• Data provided:
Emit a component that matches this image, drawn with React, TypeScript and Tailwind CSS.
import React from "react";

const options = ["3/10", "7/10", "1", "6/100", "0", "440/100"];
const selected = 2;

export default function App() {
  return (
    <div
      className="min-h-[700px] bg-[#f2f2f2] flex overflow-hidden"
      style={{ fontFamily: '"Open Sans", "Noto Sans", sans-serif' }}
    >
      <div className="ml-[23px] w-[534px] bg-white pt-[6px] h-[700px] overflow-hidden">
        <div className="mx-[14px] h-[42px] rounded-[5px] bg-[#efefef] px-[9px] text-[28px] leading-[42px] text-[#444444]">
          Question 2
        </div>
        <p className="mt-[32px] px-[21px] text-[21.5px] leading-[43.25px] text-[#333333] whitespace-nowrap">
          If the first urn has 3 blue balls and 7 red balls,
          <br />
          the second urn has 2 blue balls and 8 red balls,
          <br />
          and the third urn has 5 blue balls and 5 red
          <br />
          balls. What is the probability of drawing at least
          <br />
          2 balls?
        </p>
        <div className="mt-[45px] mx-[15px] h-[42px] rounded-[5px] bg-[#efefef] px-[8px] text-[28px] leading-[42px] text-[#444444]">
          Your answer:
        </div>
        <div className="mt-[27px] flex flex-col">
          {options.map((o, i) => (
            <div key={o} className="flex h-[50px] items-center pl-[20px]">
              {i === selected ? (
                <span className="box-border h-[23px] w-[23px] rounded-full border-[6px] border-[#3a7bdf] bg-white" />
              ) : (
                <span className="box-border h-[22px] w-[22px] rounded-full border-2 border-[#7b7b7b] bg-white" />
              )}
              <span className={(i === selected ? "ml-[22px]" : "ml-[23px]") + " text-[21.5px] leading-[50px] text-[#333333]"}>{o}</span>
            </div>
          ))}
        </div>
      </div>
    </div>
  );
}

==

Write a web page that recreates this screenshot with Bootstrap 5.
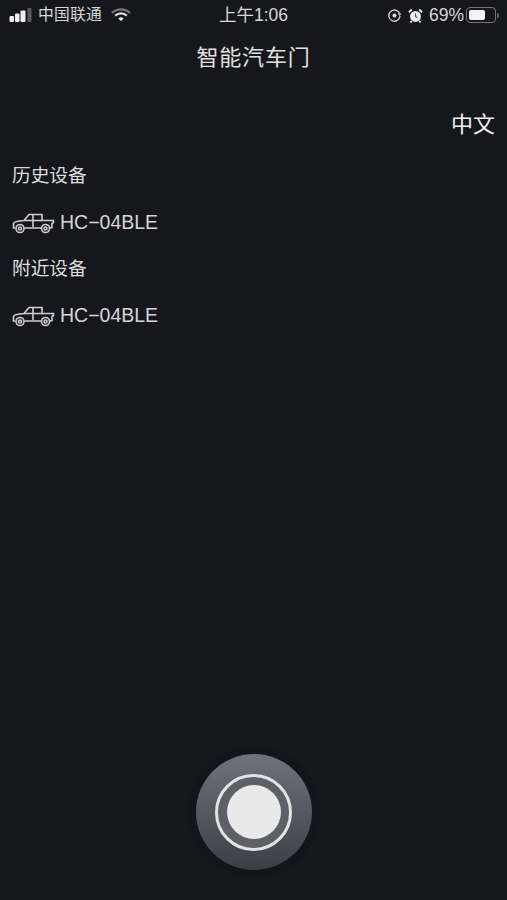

* * *

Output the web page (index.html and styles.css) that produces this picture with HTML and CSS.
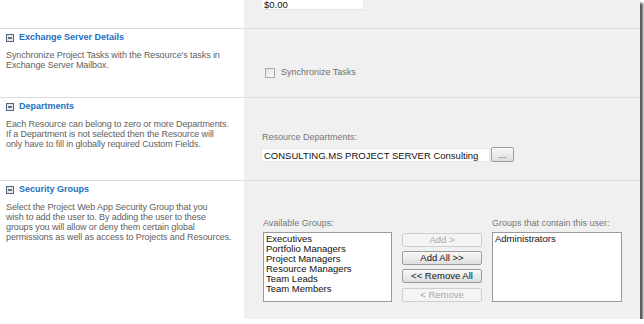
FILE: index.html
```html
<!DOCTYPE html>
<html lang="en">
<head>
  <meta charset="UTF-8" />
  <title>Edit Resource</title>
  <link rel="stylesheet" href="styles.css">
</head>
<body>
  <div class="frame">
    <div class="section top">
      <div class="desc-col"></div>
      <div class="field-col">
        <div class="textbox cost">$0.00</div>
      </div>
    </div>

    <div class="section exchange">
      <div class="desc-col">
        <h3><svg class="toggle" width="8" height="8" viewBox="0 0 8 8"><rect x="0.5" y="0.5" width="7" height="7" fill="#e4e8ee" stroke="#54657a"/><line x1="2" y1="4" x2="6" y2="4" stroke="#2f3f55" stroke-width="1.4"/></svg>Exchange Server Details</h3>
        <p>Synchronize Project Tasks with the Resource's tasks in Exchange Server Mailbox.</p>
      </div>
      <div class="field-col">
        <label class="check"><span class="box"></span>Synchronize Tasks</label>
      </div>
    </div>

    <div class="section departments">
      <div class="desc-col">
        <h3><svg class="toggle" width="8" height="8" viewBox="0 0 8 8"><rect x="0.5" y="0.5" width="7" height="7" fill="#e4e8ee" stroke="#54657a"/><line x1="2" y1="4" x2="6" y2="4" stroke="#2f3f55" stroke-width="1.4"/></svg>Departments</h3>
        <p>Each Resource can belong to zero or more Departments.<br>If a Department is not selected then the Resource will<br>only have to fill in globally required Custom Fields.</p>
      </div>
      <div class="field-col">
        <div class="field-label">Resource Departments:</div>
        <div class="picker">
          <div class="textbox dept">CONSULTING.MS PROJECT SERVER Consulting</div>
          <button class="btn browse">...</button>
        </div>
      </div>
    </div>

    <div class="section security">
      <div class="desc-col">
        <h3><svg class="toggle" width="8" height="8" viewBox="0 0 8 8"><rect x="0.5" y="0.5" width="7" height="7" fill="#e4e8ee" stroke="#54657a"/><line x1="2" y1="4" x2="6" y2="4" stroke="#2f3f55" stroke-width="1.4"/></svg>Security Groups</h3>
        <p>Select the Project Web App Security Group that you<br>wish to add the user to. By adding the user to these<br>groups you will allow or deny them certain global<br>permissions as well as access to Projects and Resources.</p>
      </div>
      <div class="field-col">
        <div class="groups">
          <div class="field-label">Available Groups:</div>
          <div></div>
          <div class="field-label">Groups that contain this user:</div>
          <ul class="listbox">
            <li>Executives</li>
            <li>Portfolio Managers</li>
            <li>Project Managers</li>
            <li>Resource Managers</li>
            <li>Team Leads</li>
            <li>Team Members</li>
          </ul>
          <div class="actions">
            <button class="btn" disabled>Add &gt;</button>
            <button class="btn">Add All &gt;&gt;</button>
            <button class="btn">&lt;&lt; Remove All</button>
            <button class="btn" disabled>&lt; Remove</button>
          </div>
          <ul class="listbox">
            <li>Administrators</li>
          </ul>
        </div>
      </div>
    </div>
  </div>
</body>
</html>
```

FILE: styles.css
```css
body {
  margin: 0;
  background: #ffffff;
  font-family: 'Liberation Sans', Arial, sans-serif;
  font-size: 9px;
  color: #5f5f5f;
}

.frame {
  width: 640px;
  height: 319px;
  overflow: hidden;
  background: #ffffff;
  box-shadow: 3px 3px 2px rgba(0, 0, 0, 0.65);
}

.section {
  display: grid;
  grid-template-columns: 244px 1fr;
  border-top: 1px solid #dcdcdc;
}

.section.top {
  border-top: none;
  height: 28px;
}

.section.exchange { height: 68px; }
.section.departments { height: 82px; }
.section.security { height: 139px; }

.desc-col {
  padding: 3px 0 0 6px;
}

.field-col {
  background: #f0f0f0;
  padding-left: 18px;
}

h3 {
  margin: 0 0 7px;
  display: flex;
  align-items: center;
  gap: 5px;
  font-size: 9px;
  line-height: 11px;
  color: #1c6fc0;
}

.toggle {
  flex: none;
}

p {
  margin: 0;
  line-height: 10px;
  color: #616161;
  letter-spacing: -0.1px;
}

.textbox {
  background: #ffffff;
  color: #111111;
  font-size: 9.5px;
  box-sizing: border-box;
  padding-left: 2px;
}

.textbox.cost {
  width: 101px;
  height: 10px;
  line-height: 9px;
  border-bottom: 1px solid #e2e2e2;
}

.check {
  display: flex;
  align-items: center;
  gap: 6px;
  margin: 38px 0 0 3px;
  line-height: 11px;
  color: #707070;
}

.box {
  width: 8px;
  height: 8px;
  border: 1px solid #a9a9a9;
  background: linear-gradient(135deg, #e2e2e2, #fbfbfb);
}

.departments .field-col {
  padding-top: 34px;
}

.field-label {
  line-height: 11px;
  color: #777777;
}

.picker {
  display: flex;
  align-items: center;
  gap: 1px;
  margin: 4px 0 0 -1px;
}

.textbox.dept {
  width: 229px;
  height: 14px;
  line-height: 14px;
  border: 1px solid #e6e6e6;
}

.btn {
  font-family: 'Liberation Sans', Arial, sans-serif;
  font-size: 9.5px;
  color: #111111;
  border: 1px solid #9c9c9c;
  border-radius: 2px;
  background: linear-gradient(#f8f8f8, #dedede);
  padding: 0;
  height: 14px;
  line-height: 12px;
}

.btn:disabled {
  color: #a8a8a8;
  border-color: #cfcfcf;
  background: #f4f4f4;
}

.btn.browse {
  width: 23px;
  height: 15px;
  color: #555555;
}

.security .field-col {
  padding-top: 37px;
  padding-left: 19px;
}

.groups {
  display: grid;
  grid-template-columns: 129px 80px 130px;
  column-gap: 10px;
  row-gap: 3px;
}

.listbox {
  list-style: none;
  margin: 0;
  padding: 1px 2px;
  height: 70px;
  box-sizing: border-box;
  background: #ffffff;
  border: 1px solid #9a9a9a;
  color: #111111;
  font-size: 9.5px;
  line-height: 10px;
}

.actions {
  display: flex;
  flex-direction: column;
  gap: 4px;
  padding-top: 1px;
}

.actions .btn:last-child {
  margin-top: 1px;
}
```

• To do: Copy each line of the listing that includes "index".

• Correct response:
Output the web page (index.html and styles.css) that produces this picture with HTML and CSS.
FILE: index.html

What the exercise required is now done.